*Written exercise*: Set the lines down again exactly, first line through the line that contains "import React from 'react';", with no pictures.
>>>
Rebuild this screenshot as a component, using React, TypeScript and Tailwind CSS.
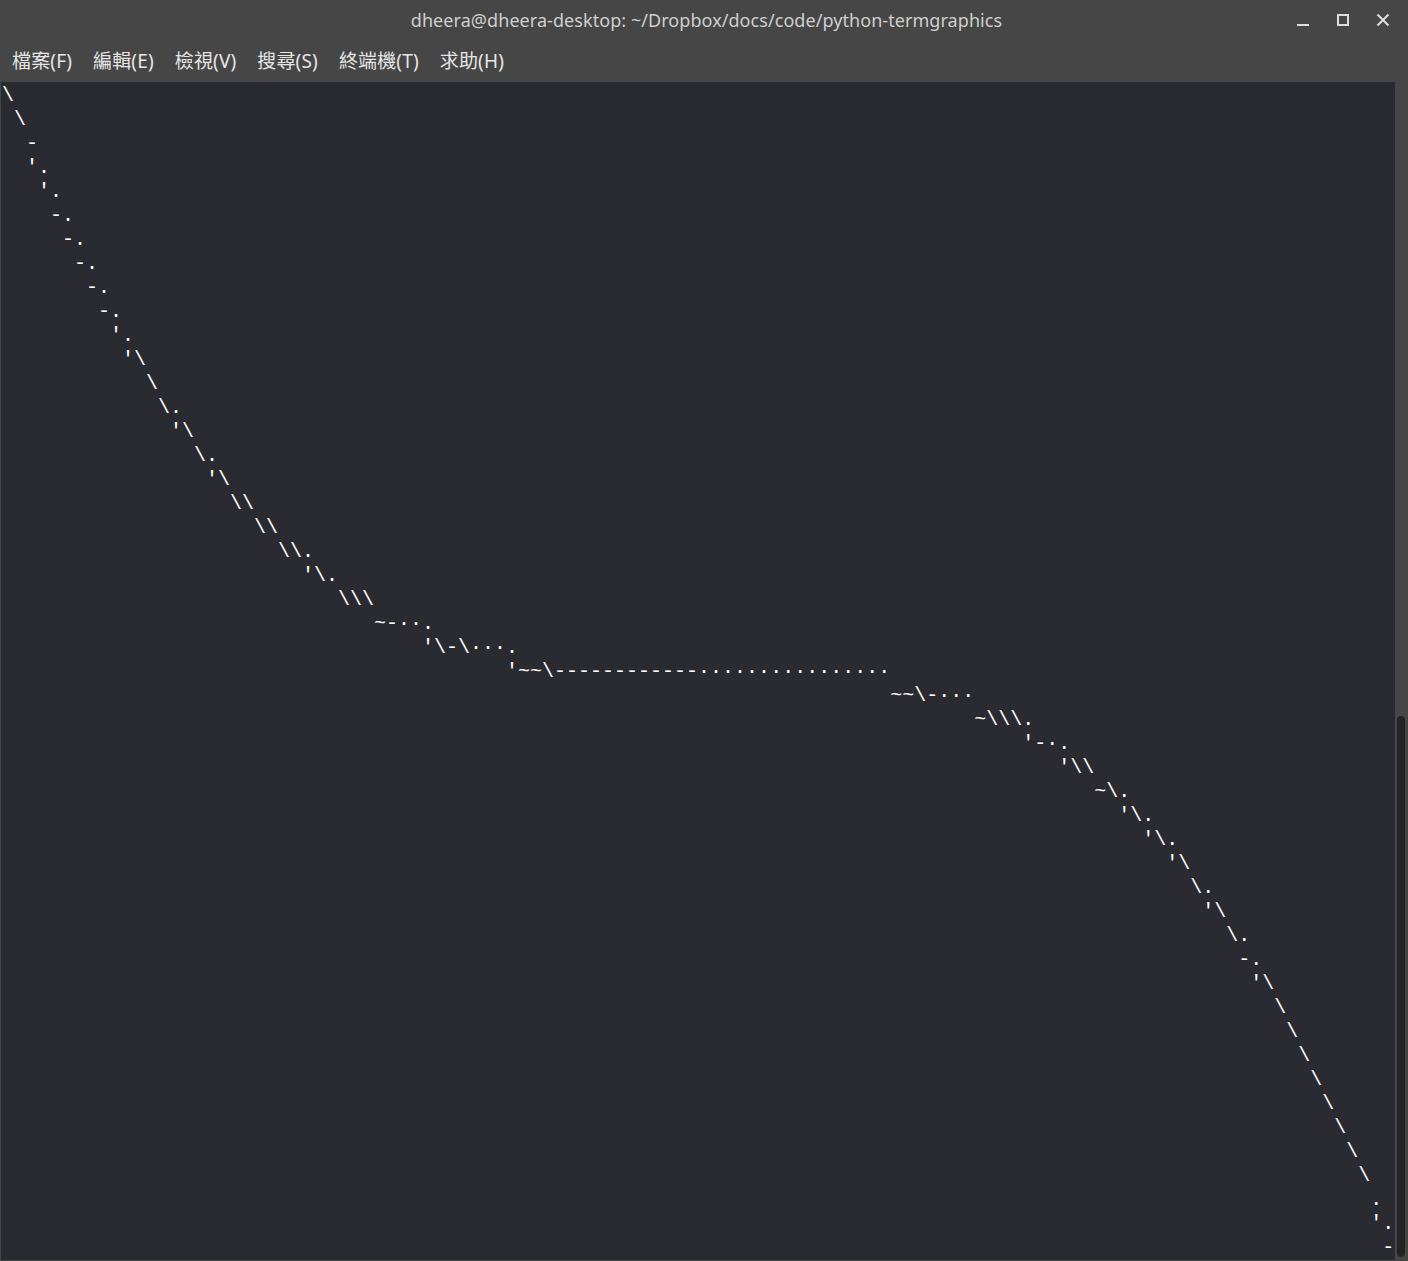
import React from 'react';

// rows of the plot: [column, text]
const ROWS: [number, string][] = [
  [0, '\\'],
  [1, '\\'],
  [2, '-'],
  [2, "'."],
  [3, "'."],
  [4, '-.'],
  [5, '-.'],
  [6, '-.'],
  [7, '-.'],
  [8, '-.'],
  [9, "'."],
  [10, "'\\"],
  [12, '\\'],
  [13, '\\.'],
  [14, "'\\"],
  [16, '\\.'],
  [17, "'\\"],
  [19, '\\\\'],
  [21, '\\\\'],
  [23, '\\\\.'],
  [25, "'\\."],
  [28, '\\\\\\'],
  [31, '~-··.'],
  [35, "'\\-\\···."],
  [42, "'~~\\------------················"],
  [74, '~~\\-···'],
  [81, '~\\\\\\.'],
  [85, "'-·."],
  [88, "'\\\\"],
  [91, '~\\.'],
  [93, "'\\."],
  [95, "'\\."],
  [97, "'\\"],
  [99, '\\.'],
  [100, "'\\"],
  [102, '\\.'],
  [103, '-.'],
  [104, "'\\"],
  [106, '\\'],
  [107, '\\'],
  [108, '\\'],
  [109, '\\'],
  [110, '\\'],
  [111, '\\'],
  [112, '\\'],
  [113, '\\'],
  [114, '.'],
  [114, "'."],
  [115, '-'],
];

const MENU = ['檔案(F)', '編輯(E)', '檢視(V)', '搜尋(S)', '終端機(T)', '求助(H)'];

export default function App() {
  const text = ROWS.map(([col, s]) => ' '.repeat(col) + s).join('\n');

  return (
    <div className="w-[1408px] h-[1261px] flex flex-col bg-[#464646] pb-[1px] overflow-hidden">
      {/* Title bar */}
      <div className="h-[40px] flex items-center shrink-0">
        <div className="w-[160px]" />
        <div className="flex-1 text-center text-[#cfcfcf] text-[18px] tracking-[0.06px] font-['Noto_Sans',sans-serif] leading-none pb-[1px] pl-[5px]">
          dheera@dheera-desktop: ~/Dropbox/docs/code/python-termgraphics
        </div>
        <div className="w-[160px] flex items-center justify-end gap-[26px] pr-[18px]">
          <svg width="14" height="14" viewBox="0 0 14 14" className="text-[#dedede]">
            <path d="M1 12h12" stroke="currentColor" strokeWidth="2" />
          </svg>
          <svg width="14" height="14" viewBox="0 0 14 14" className="text-[#dedede]">
            <rect x="2" y="2" width="10" height="10" fill="none" stroke="currentColor" strokeWidth="2" />
          </svg>
          <svg width="14" height="14" viewBox="0 0 14 14" className="text-[#dedede]">
            <path d="M1.5 1.5l11 11M12.5 1.5l-11 11" stroke="currentColor" strokeWidth="2" />
          </svg>
        </div>
      </div>

      {/* Menu bar */}
      <div className="h-[42px] flex items-center gap-[21px] pl-[12px] shrink-0 text-[#e6e6e6] text-[19px] tracking-[0.15px] font-['Noto_Sans','Noto_Sans_CJK_TC',sans-serif]">
        {MENU.map(m => (
          <span key={m}>{m}</span>
        ))}
      </div>

      {/* Terminal */}
      <div className="flex-1 flex min-h-0">
        <div className="flex-1 ml-[1px] bg-[#2a2b31] pt-[2px] pl-[1px] overflow-hidden">
          <pre className="m-0 text-white text-[20px] leading-[24px] font-['Liberation_Mono',monospace]">{text}</pre>
        </div>
        <div className="w-[13px] flex flex-col justify-end">
          <div className="ml-[2px] w-[8px] h-[541px] rounded-[4px] bg-[#232323] mb-[3px]" />
        </div>
      </div>
    </div>
  );
}
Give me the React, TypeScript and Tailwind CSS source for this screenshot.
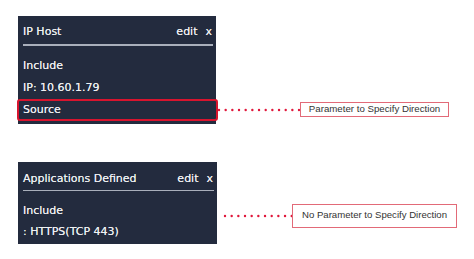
import React from 'react'

function Dots({ width, start, count }: { width: number; start: number; count: number }) {
  const xs = Array.from({ length: count }, (_, i) => start + i * 6.67)
  return (
    <svg width={width} height={4} className="block shrink-0">
      {xs.map((x, i) => (
        <circle key={i} cx={x} cy={2} r={1.2} fill="#e0163a" />
      ))}
    </svg>
  )
}

function Header({ title }: { title: string }) {
  return (
    <div className="flex items-center justify-between pl-[5px] pr-[4px] leading-[14px]">
      <span>{title}</span>
      <span className="flex gap-[8px]">
        <span>edit</span>
        <span>x</span>
      </span>
    </div>
  )
}

export default function App() {
  return (
    <div
      className="w-[474px] h-[259px] bg-white overflow-hidden pl-[18px] pt-[16px] text-[11px] text-[#eef0f3]"
      style={{ fontFamily: '"DejaVu Sans", Verdana, sans-serif' }}
    >
      <div className="flex items-start">
        <div className="w-[198px] bg-[#232b3e] pt-[9px] pb-[3px] flex flex-col [text-shadow:0_0_0.6px_rgba(255,255,255,0.8)]">
          <Header title="IP Host" />
          <div className="mt-[5px] ml-[5px] mr-[3px] h-[1.5px] bg-[#a9afbb]" />
          <div className="mt-[13px] pl-[5px] leading-[14px]">Include</div>
          <div className="mt-[8px] pl-[5px] leading-[14px]">IP: 10.60.1.79</div>
          <div className="mt-[4px] ml-[-1px] mr-[-2px] border-2 border-[#d8142e] rounded-[3px] pl-[4px] pt-[2px] pb-[2px] leading-[14px]">
            Source
          </div>
        </div>
        <div className="flex items-center mt-[86px]">
          <Dots width={84} start={3} count={13} />
          <div
            className="w-[149px] h-[15px] border border-[#e26a78] bg-white flex items-center justify-center text-[9.7px] text-[#333333]"
            style={{ fontFamily: '"Liberation Sans", Arial, sans-serif' }}
          >
            Parameter to Specify Direction
          </div>
        </div>
      </div>

      <div className="flex items-start mt-[38px]">
        <div className="w-[199px] bg-[#232b3e] pt-[10px] pb-[5px] flex flex-col [text-shadow:0_0_0.6px_rgba(255,255,255,0.8)]">
          <Header title="Applications Defined" />
          <div className="mt-[4px] ml-[5px] mr-[3px] h-[1.5px] bg-[#a9afbb]" />
          <div className="mt-[13px] pl-[5px] leading-[14px]">Include</div>
          <div className="mt-[7px] pl-[5px] leading-[14px]">: HTTPS(TCP 443)</div>
        </div>
        <div className="flex items-center mt-[42px]">
          <Dots width={75} start={8} count={11} />
          <div
            className="w-[165px] h-[24px] border border-[#e26a78] bg-white flex items-center justify-center text-[9.6px] text-[#333333]"
            style={{ fontFamily: '"Liberation Sans", Arial, sans-serif' }}
          >
            No Parameter to Specify Direction
          </div>
        </div>
      </div>
    </div>
  )
}
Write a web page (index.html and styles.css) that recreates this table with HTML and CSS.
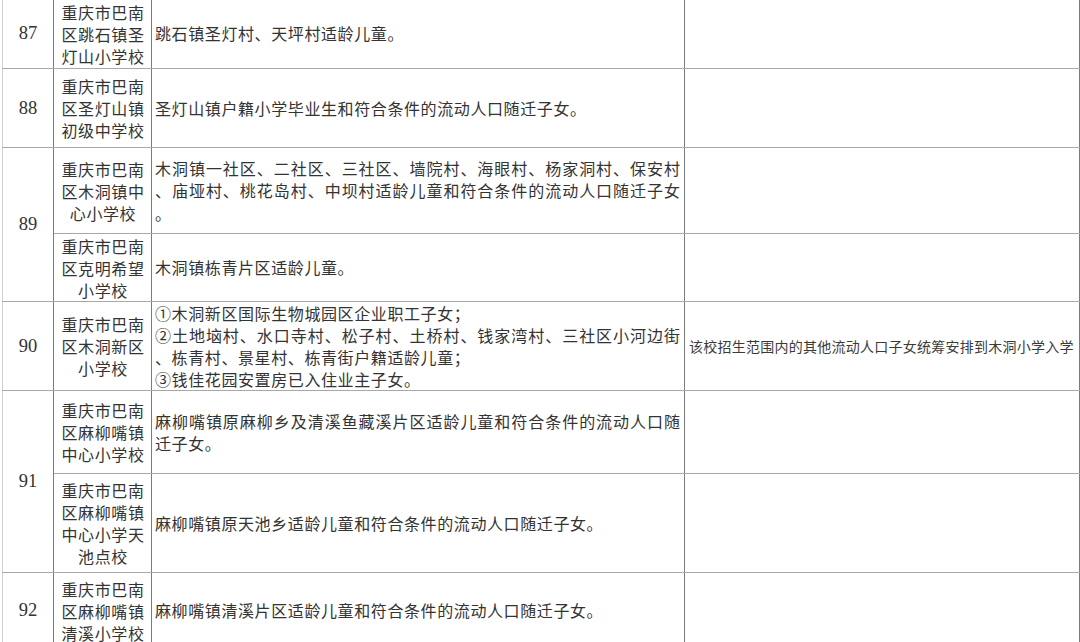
FILE: index.html
```html
<!DOCTYPE html>
<html lang="zh-CN">
<head>
<meta charset="utf-8">
<title>招生范围</title>
<link rel="stylesheet" href="styles.css">
</head>
<body>
<div class="sheet">
<table class="grid">
  <colgroup>
    <col class="c-no">
    <col class="c-school">
    <col class="c-area">
    <col class="c-note">
  </colgroup>
  <tbody>
    <tr class="h70">
      <td class="no">87</td>
      <td class="school">重庆市巴南区跳石镇圣灯山小学校</td>
      <td class="area">跳石镇圣灯村、天坪村适龄儿童。</td>
      <td class="note"></td>
    </tr>
    <tr class="h79">
      <td class="no">88</td>
      <td class="school">重庆市巴南区圣灯山镇初级中学校</td>
      <td class="area">圣灯山镇户籍小学毕业生和符合条件的流动人口随迁子女。</td>
      <td class="note"></td>
    </tr>
    <tr class="h86">
      <td class="no" rowspan="2">89</td>
      <td class="school">重庆市巴南区木洞镇中心小学校</td>
      <td class="area"><span class="ln full">木洞镇一社区、二社区、三社区、墙院村、海眼村、杨家洞村、保安村</span><span class="ln full">、庙垭村、桃花岛村、中坝村适龄儿童和符合条件的流动人口随迁子女</span><span class="ln">。</span></td>
      <td class="note"></td>
    </tr>
    <tr class="h68">
      <td class="school">重庆市巴南区克明希望小学校</td>
      <td class="area">木洞镇栋青片区适龄儿童。</td>
      <td class="note"></td>
    </tr>
    <tr class="h89">
      <td class="no">90</td>
      <td class="school">重庆市巴南区木洞新区小学校</td>
      <td class="area tight"><span class="ln">①木洞新区国际生物城园区企业职工子女；</span><span class="ln full">②土地垴村、水口寺村、松子村、土桥村、钱家湾村、三社区小河边街</span><span class="ln">、栋青村、景星村、栋青街户籍适龄儿童；</span><span class="ln">③钱佳花园安置房已入住业主子女。</span></td>
      <td class="note">该校招生范围内的其他流动人口子女统筹安排到木洞小学入学</td>
    </tr>
    <tr class="h83">
      <td class="no" rowspan="2">91</td>
      <td class="school">重庆市巴南区麻柳嘴镇中心小学校</td>
      <td class="area"><span class="ln full">麻柳嘴镇原麻柳乡及清溪鱼藏溪片区适龄儿童和符合条件的流动人口随</span><span class="ln">迁子女。</span></td>
      <td class="note"></td>
    </tr>
    <tr class="h99">
      <td class="school">重庆市巴南区麻柳嘴镇中心小学天池点校</td>
      <td class="area">麻柳嘴镇原天池乡适龄儿童和符合条件的流动人口随迁子女。</td>
      <td class="note"></td>
    </tr>
    <tr class="h76">
      <td class="no">92</td>
      <td class="school">重庆市巴南区麻柳嘴镇清溪小学校</td>
      <td class="area">麻柳嘴镇清溪片区适龄儿童和符合条件的流动人口随迁子女。</td>
      <td class="note"></td>
    </tr>
  </tbody>
</table>
</div>
</body>
</html>
```
FILE: styles.css
```css
html, body {
  margin: 0;
  padding: 0;
  background: #ffffff;
  overflow: hidden;
}

.sheet {
  width: 1080px;
  height: 642px;
  overflow: hidden;
  padding-left: 2px;
  box-sizing: border-box;
}

.grid {
  margin-top: -2px;
  border-collapse: collapse;
  table-layout: fixed;
  width: 1077px;
  color: #333333;
  font-family: "Noto Sans CJK SC", "Noto Sans", sans-serif;
}

.c-no { width: 51px; }
.c-school { width: 98px; }
.c-area { width: 533px; }
.c-note { width: 395px; }

.grid td {
  border-top: 1px solid #a8a8a8;
  border-bottom: 1px solid #a8a8a8;
  border-left: 1px solid #7a7a7a;
  border-right: 1px solid #7a7a7a;
  padding: 0;
  vertical-align: middle;
}

.grid td:first-child {
  border-left-color: #cfcfcf;
}

.h70 { height: 70px; }
.h79 { height: 79px; }
.h76 { height: 76px; }
.h86 { height: 86px; }
.h68 { height: 68px; }
.h89 { height: 89px; }
.h83 { height: 83px; }
.h99 { height: 99px; }

.no {
  text-align: center;
  font-family: "Liberation Serif", "Times New Roman", serif;
  font-size: 18.5px;
  color: #333333;
}

.school {
  text-align: center;
  font-size: 16px;
  line-height: 22px;
  letter-spacing: 0.6px;
  padding: 0 5px 0 6px !important;
  word-break: break-all;
}

.area {
  font-size: 16px;
  line-height: 22.5px;
  letter-spacing: 0.6px;
  padding: 0 3px 0 3px !important;
  text-align: left;
}

.area.tight {
  line-height: 22px;
}

.ln {
  display: block;
  white-space: nowrap;
}

.ln.full {
  text-align: justify;
  text-align-last: justify;
  letter-spacing: 0;
  margin-right: 1px;
}

.note {
  font-size: 14px;
  line-height: 20px;
  letter-spacing: 0.25px;
  white-space: nowrap;
  padding: 0 0 0 4px !important;
  color: #3a3a3a;
}
```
<<<
*Answer to the problem*:
Rebuild this screenshot as a component, using React, TypeScript and Tailwind CSS.
import React from 'react';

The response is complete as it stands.